In Sudan, over three years, UK Aid supported a groundbreaking project to reform child protection systems and give thousands of babies, at risk of abandonment, the chance to grow up in the love and protection of a family instead of an orphanage. The project’s external evaluator found that “the childcare reforms have reached every level of society in a notable way, that they have engaged the hearts and minds of government officials responsible for the care of children, have influenced in a profound way the thinking and teaching of the religious authorities who are extremely influential in Sudan and have managed to significantly reduce the stigma associated with unmarried mothers in communities where traditional cultural understandings and practices have been entrenched.”
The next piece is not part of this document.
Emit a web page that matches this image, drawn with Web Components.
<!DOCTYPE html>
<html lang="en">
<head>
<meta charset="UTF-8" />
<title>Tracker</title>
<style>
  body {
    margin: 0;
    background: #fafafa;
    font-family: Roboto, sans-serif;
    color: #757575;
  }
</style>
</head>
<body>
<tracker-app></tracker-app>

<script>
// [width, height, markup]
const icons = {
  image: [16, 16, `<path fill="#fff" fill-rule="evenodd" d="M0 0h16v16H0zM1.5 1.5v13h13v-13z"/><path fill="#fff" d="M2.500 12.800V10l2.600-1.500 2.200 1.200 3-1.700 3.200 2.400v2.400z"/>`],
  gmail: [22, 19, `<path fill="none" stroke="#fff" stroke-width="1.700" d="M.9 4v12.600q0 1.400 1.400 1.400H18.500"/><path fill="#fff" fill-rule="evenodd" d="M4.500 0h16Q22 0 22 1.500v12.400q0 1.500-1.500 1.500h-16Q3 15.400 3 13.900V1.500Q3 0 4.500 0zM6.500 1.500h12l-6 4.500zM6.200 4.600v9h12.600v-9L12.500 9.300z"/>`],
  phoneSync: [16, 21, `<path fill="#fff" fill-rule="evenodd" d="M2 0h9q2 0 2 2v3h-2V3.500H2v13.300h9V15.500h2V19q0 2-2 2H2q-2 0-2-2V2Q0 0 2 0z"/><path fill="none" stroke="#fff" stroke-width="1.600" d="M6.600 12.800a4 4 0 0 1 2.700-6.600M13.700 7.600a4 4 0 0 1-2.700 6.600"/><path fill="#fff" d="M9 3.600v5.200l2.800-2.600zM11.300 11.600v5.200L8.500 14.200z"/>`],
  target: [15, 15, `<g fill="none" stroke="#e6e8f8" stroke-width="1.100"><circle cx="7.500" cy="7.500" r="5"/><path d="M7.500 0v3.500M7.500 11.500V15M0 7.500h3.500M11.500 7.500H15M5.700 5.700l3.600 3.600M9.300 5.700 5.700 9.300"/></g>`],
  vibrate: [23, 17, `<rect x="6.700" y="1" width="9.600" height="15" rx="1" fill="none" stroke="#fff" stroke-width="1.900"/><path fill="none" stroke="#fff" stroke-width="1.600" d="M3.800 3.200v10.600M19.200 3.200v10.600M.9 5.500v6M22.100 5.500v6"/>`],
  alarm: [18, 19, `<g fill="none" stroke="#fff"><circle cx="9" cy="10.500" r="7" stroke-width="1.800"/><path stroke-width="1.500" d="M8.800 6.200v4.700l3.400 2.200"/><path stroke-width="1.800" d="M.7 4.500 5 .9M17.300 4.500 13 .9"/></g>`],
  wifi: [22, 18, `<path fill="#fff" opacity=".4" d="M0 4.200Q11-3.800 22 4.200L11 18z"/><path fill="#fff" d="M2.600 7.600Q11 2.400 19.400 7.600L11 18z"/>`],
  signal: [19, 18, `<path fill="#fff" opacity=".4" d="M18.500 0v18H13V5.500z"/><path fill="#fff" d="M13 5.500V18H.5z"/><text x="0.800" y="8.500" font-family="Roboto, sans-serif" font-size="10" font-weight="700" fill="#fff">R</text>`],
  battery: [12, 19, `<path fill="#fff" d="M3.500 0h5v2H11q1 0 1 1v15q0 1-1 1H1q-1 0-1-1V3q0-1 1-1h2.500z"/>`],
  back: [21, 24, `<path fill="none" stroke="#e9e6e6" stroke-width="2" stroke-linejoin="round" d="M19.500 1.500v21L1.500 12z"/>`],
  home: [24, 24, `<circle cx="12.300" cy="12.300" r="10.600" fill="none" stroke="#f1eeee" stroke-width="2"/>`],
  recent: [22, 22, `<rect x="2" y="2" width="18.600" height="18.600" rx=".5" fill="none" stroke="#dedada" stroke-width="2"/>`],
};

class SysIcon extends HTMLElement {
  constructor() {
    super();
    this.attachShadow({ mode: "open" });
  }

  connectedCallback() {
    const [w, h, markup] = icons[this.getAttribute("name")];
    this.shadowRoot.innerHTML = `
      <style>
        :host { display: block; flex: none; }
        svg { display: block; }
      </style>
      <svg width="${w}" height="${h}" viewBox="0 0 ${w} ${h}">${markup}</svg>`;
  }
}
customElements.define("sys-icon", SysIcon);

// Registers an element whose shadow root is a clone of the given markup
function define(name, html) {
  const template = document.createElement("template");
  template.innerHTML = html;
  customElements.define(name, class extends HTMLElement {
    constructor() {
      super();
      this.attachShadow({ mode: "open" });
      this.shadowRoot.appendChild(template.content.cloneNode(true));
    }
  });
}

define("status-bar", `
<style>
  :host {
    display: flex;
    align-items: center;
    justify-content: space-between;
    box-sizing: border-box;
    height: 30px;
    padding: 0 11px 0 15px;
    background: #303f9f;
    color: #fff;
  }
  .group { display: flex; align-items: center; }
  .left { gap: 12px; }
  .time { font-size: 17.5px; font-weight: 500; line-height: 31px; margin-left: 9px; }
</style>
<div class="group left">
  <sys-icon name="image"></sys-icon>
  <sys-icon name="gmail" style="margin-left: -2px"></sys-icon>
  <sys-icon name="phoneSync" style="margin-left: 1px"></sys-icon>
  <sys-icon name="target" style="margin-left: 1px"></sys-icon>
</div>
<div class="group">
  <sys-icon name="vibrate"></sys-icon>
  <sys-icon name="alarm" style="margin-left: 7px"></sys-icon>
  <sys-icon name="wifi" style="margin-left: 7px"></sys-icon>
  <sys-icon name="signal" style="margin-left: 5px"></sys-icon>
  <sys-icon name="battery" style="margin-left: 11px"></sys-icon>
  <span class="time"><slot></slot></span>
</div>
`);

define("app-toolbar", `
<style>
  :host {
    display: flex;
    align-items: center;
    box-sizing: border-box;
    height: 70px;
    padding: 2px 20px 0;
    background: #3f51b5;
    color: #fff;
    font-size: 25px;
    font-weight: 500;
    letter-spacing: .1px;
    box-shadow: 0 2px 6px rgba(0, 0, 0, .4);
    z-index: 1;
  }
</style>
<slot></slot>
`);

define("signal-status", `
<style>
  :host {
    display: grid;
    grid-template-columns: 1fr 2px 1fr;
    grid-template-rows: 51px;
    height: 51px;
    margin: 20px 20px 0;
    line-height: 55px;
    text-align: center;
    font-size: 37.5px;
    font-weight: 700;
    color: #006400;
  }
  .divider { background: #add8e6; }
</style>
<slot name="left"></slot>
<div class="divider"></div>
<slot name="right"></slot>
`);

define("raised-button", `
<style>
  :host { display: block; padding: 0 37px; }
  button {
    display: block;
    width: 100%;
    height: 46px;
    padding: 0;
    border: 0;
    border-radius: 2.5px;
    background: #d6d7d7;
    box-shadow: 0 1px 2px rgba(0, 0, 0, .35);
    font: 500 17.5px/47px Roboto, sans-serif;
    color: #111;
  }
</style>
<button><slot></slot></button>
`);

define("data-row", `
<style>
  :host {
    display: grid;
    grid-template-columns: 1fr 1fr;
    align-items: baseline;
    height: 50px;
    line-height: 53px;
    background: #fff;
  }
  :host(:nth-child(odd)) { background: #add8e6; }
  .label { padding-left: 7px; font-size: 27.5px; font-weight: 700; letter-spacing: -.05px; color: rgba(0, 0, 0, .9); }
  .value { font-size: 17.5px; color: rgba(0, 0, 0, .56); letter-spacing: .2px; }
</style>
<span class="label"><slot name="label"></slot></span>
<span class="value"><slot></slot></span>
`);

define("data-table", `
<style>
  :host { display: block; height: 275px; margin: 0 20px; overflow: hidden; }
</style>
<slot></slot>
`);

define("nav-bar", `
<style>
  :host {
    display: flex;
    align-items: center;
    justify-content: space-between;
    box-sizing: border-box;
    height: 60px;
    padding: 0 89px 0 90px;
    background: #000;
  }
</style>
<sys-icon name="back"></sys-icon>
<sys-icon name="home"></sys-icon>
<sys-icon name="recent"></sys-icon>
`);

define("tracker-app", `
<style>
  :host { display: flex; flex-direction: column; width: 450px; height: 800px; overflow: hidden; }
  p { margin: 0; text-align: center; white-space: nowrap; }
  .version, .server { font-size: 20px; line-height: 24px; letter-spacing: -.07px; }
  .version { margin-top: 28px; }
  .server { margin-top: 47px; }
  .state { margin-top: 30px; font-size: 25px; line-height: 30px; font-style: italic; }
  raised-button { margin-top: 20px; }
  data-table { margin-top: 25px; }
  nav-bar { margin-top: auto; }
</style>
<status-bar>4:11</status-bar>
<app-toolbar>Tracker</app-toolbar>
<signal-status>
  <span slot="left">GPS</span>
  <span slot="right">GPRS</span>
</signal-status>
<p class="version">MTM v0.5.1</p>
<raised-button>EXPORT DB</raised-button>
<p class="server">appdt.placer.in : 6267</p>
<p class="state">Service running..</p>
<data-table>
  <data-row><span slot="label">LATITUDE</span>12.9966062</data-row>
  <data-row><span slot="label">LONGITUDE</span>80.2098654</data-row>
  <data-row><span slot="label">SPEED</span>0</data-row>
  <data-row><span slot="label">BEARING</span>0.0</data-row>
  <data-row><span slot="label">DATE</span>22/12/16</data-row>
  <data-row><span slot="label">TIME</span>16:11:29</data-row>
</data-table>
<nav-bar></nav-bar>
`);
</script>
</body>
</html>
The extremely competitive nature of DFID funding, coupled with the stringent contractual requirements. has made receiving three consecutive DFID grants especially significant for Hope and Homes for Children. These multi-million pound grants have enabled us to significantly scale up our work by helping to develop family-based child-protection and care systems across the East and southern Africa region, as well as to pilot new and groundbreaking disability inclusion work.
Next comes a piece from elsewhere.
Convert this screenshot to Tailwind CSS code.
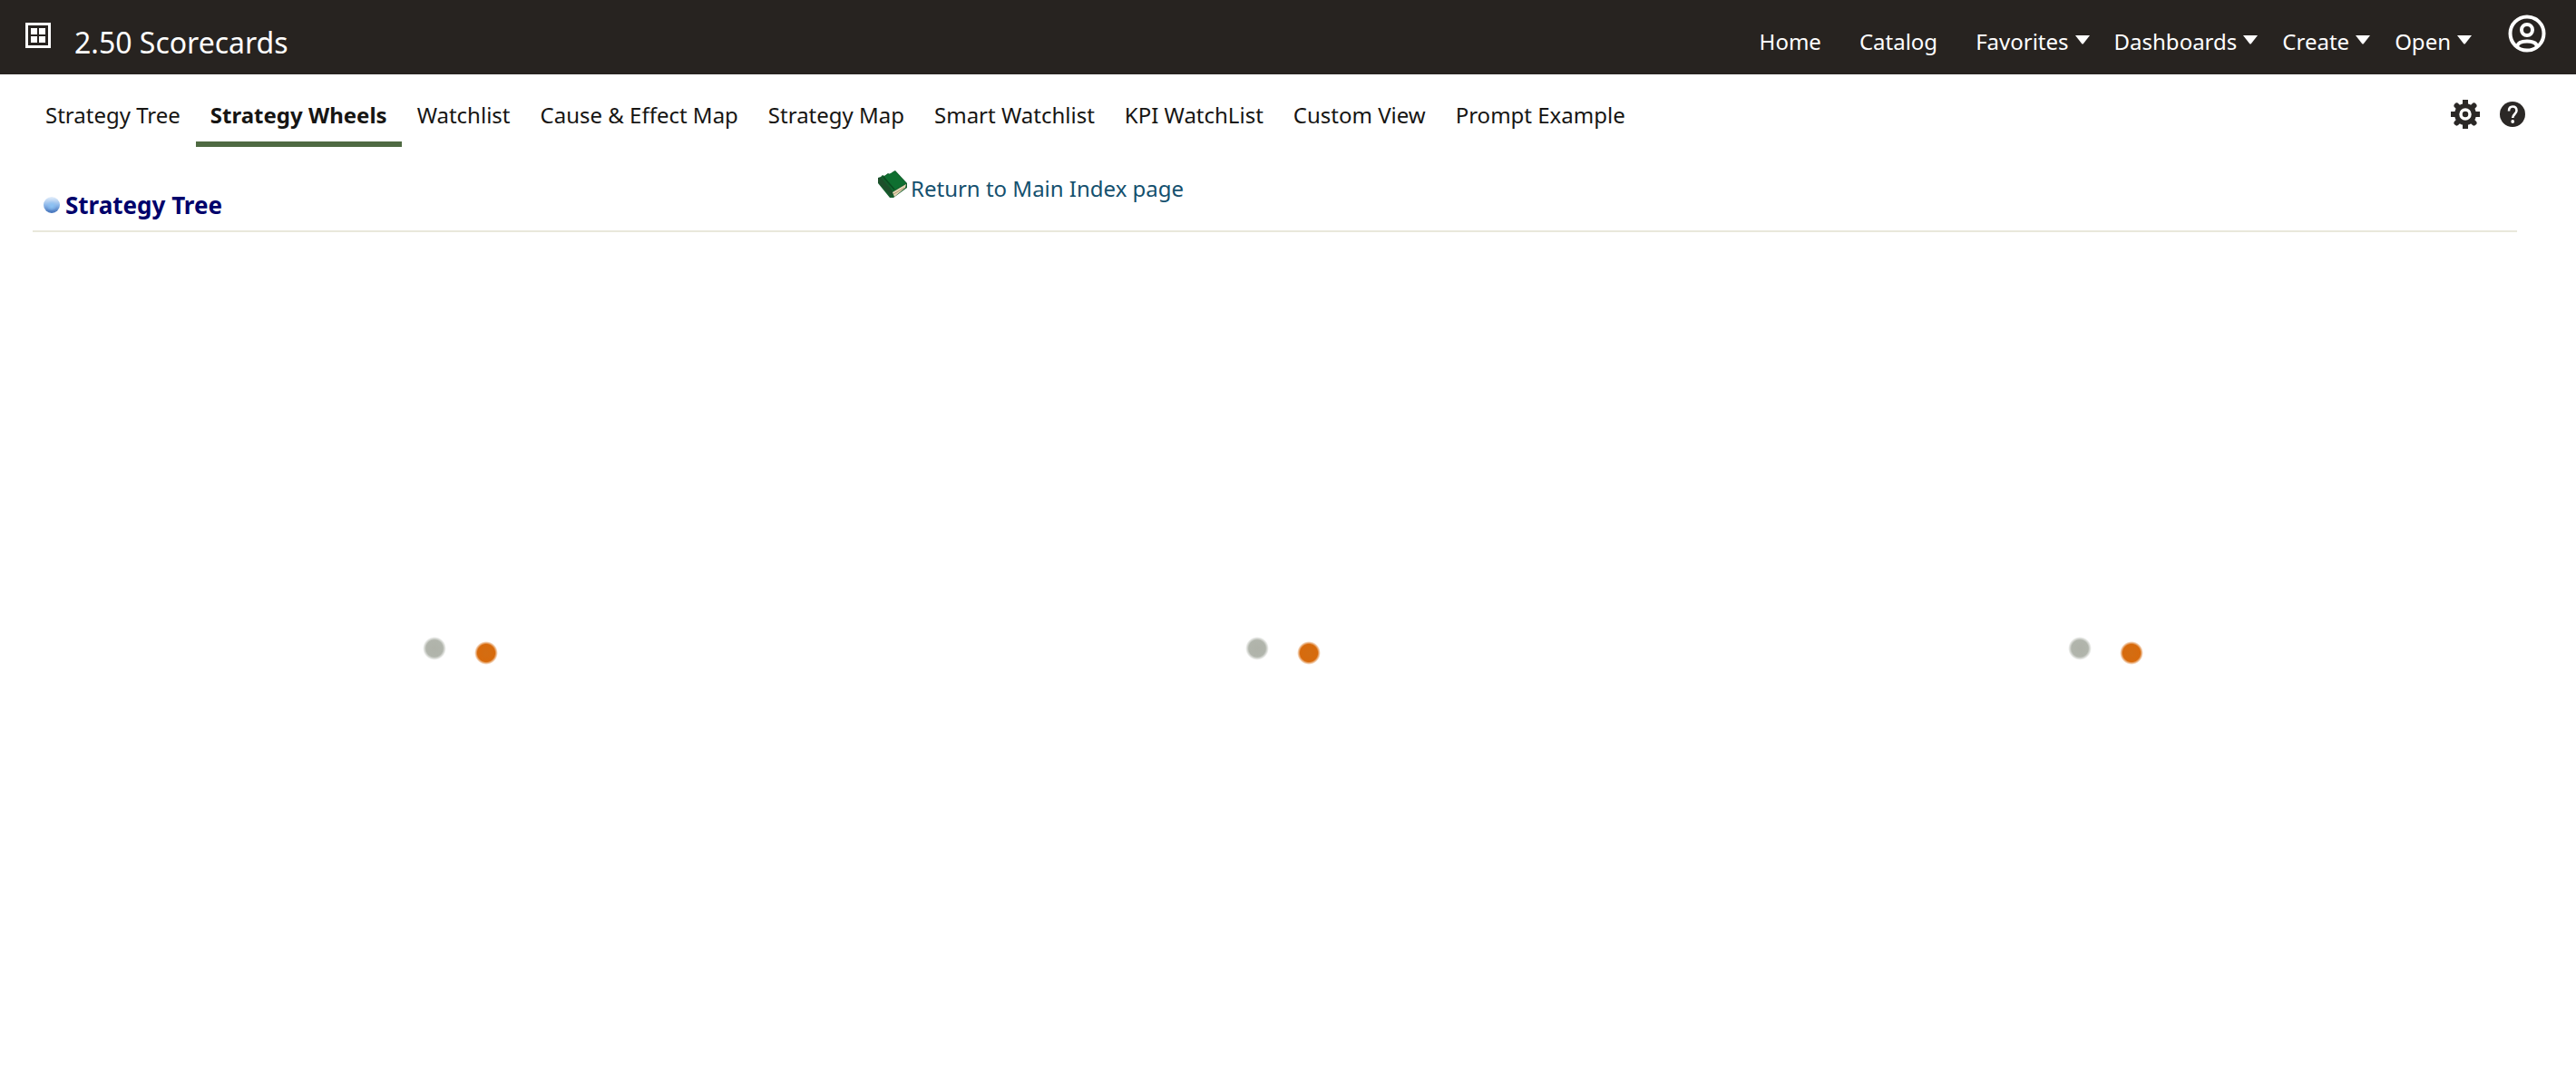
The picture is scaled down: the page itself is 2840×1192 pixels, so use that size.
<!DOCTYPE html>
<html lang="en">
<head>
<meta charset="UTF-8">
<meta name="viewport" content="width=device-width, initial-scale=1.0">
<title>2.50 Scorecards</title>
<script src="https://cdn.jsdelivr.net/npm/@tailwindcss/browser@4"></script>
</head>
<body class="min-h-screen flex flex-col bg-white text-[24px] leading-8 text-[#161513] font-['Noto_Sans',sans-serif]">

<!-- Header -->
<header class="h-[82px] flex items-start justify-between bg-[#272320] text-white pl-7 pr-[33px]">
  <div class="flex items-start">
    <button type="button" aria-label="Home" class="mt-[25px]">
      <svg class="size-[28px]" viewBox="0 0 28 28">
        <rect x="1.500" y="1.500" width="25" height="25" fill="none" stroke="#fff" stroke-width="3"/>
        <path d="M6 6h7v7H6zM15 6h7v7h-7zM6 15h7v7H6zM15 15h7v7h-7z" fill="#fff"/>
      </svg>
    </button>
    <h1 class="ml-[26px] mt-[27px] text-[32px] leading-10">2.50 Scorecards</h1>
  </div>
  <nav class="flex items-start">
    <a href="#" class="mt-[30px] mr-[42px]">Home</a>
    <a href="#" class="mt-[30px] mr-[42px]">Catalog</a>
    <button type="button" class="mt-[30px] mr-[27px] flex gap-[7px]">Favorites<svg class="w-4 h-[10px] mt-[9px]" viewBox="0 0 16 10"><path d="M0 0h16L9 9Q8 10 7 9Z" fill="#fff"/></svg></button>
    <button type="button" class="mt-[30px] mr-[27px] flex gap-[7px]">Dashboards<svg class="w-4 h-[10px] mt-[9px]" viewBox="0 0 16 10"><path d="M0 0h16L9 9Q8 10 7 9Z" fill="#fff"/></svg></button>
    <button type="button" class="mt-[30px] mr-[27px] flex gap-[7px]">Create<svg class="w-4 h-[10px] mt-[9px]" viewBox="0 0 16 10"><path d="M0 0h16L9 9Q8 10 7 9Z" fill="#fff"/></svg></button>
    <button type="button" class="mt-[30px] mr-[40px] flex gap-[7px]">Open<svg class="w-4 h-[10px] mt-[9px]" viewBox="0 0 16 10"><path d="M0 0h16L9 9Q8 10 7 9Z" fill="#fff"/></svg></button>
    <button type="button" aria-label="Account" class="mt-4">
      <svg class="size-[42px]" viewBox="0 0 42 42" fill="none" stroke="#fff" stroke-width="4">
        <circle cx="21" cy="21" r="18.500"/>
        <circle cx="21" cy="17" r="6"/>
        <path d="M10 35c1-4 5-5.500 11-5.500s10 1.500 11 5.500"/>
      </svg>
    </button>
  </nav>
</header>

<!-- Dashboard tabs -->
<div class="flex justify-between pl-[34px] pr-[54px]">
  <nav class="flex h-20 gap-px">
    <a href="#" class="px-4 pt-[29px]">Strategy Tree</a>
    <a href="#" class="px-4 pt-[29px] font-bold border-b-6 border-[#4f6a42]">Strategy Wheels</a>
    <a href="#" class="px-4 pt-[29px]">Watchlist</a>
    <a href="#" class="px-4 pt-[29px]">Cause &amp; Effect Map</a>
    <a href="#" class="px-4 pt-[29px]">Strategy Map</a>
    <a href="#" class="px-4 pt-[29px]">Smart Watchlist</a>
    <a href="#" class="px-4 pt-[29px]">KPI WatchList</a>
    <a href="#" class="px-4 pt-[29px]">Custom View</a>
    <a href="#" class="px-4 pt-[29px]">Prompt Example</a>
  </nav>
  <div class="flex items-start gap-5 pt-7">
    <button type="button" aria-label="Page options">
      <svg class="size-8" viewBox="0 0 32 32">
        <g stroke="#2b2826" stroke-width="6">
          <path d="M16 0v32M0 16h32"/>
          <path d="M6.500 6.500l19 19M25.500 6.500l-19 19" stroke-linecap="round"/>
        </g>
        <circle cx="16" cy="16" r="12" fill="#2b2826"/>
        <circle cx="16" cy="16" r="5" fill="#2b2826" stroke="#fff" stroke-width="3.500"/>
      </svg>
    </button>
    <button type="button" aria-label="Help">
      <svg class="size-8" viewBox="0 0 32 32">
        <circle cx="16" cy="16" r="14" fill="#2b2826"/>
        <path d="M12 12.500c0-3 1.500-5 4.200-5s4.300 1.800 4.300 4.500c0 3.500-4.300 4-4.300 8" fill="none" stroke="#fff" stroke-width="2.600"/>
        <circle cx="16.200" cy="24" r="1.900" fill="#fff"/>
      </svg>
    </button>
  </div>
</div>

<main class="flex-1 flex flex-col pl-9 pr-[65px]">
  <!-- Section heading -->
  <div class="grid grid-cols-3 h-[94px] pl-[18px] border-b-2 border-[#e9e8db]">
    <h2 class="-ml-[6px] flex items-center gap-[6px] pt-[36px] text-[26px] font-bold text-[#00006b]">
      <svg class="size-[18px]" viewBox="0 0 18 18">
        <defs>
          <linearGradient id="ball" x2="0" y2="1"><stop offset="0" stop-color="#e4effb"/><stop offset=".5" stop-color="#8fb9ea"/><stop offset="1" stop-color="#3f6fb8"/></linearGradient>
          <radialGradient id="glow" cy=".6"><stop offset="0" stop-color="#8cc4f5"/><stop offset="1" stop-color="#8cc4f5" stop-opacity="0"/></radialGradient>
        </defs>
        <circle cx="9" cy="9" r="9" fill="url(#ball)"/>
        <circle cx="9" cy="9" r="6" fill="url(#glow)"/>
      </svg>
      Strategy Tree
    </h2>
    <a href="#" class="flex items-start gap-1 pl-[7px] pt-[26px] text-[#14506e]">
      <svg class="w-8 h-[30px]" viewBox="0 0 32 30">
        <path d="M0 8l3-1 2-2 2 1 4-3 2 1 4-3 2-1 13 14v5L17 30h-4L0 14z" fill="#155c2c"/>
        <path d="M7 6L19 1l12 13-15 9z" fill="#0f6f30"/>
        <path d="M3 8l13 15-1 5L0 13V8z" fill="#1d4f2b"/>
        <path d="M6 7l12 14" stroke="#0b4a20" stroke-width="1.500"/>
        <path d="M16 24l15-9-1 4-12 10z" fill="#e6d6b6"/>
        <path d="M17 26l12-7" stroke="#b19b73"/>
      </svg>
      <span class="pt-1">Return to Main Index page</span>
    </a>
  </div>

  <!-- Scorecard views, still loading -->
  <div class="flex-1 grid grid-cols-3 place-items-center pl-[18px] pb-[14px]">
    <div role="status" aria-label="Loading" class="flex gap-[31px]">
      <span class="size-[26px] rounded-full bg-radial from-[#afb2a9] from-0% via-[#b1b5ac] via-50% to-[#b1b5ac]/0 to-70%"></span>
      <span class="size-[26px] mt-[5px] rounded-full bg-radial from-[#d36d12] from-0% via-[#d76a0c] via-52% to-[#e8963f]/0 to-70%"></span>
    </div>
    <div role="status" aria-label="Loading" class="flex gap-[31px]">
      <span class="size-[26px] rounded-full bg-radial from-[#afb2a9] from-0% via-[#b1b5ac] via-50% to-[#b1b5ac]/0 to-70%"></span>
      <span class="size-[26px] mt-[5px] rounded-full bg-radial from-[#d36d12] from-0% via-[#d76a0c] via-52% to-[#e8963f]/0 to-70%"></span>
    </div>
    <div role="status" aria-label="Loading" class="flex gap-[31px]">
      <span class="size-[26px] rounded-full bg-radial from-[#afb2a9] from-0% via-[#b1b5ac] via-50% to-[#b1b5ac]/0 to-70%"></span>
      <span class="size-[26px] mt-[5px] rounded-full bg-radial from-[#d36d12] from-0% via-[#d76a0c] via-52% to-[#e8963f]/0 to-70%"></span>
    </div>
  </div>
</main>

</body>
</html>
Announcing his decision to merge DFID with the Foreign Office into a single department by September, the Prime Minister, Boris Johnson, told MPs that the change would mean that aid spending better reflected the UK’s aims and would ensure “maximum value” for taxpayers. But the move has been strongly criticised by senior politicians and charities who fear that the UK risks turning its back on the world’s most vulnerable people and jeopardising the global Coronavirus response when support and international collaboration are most urgently needed.
“We are now urging the Government to make sure that, through the new Foreign, Commonwealth and Development Office, the UK continues to influence international development in an effective way”
Hope and Homes for Children does not endorse the Government’s decision to merge DFID with the FCO but has welcomed the minister’s commitment to maintaining UK overseas aid spending at 0.7% of Gross National Income. We are now urging the Government to make sure that, through the new Foreign, Commonwealth and Development Office, the UK continues to influence international development in an effective way.
Mark Waddington CBE, Chief Executive of Hope and Homes for Children, has commented, “We see in our own programmes the essential, life-changing difference UK Aid (DFID) makes to communities, families and children and we call on ministers now to ensure that the progress the UK has made in leading investment to fight global injustices, including the institutionalisation of children, is not lost as a result of this merger.”
As the new, merged department begins its work this is Autumn, it is vital that ministers remain committed to the cross-government statement they made in 2018, recognising the harm inflicted by orphanages and the importance of ensuring family-based care for all children.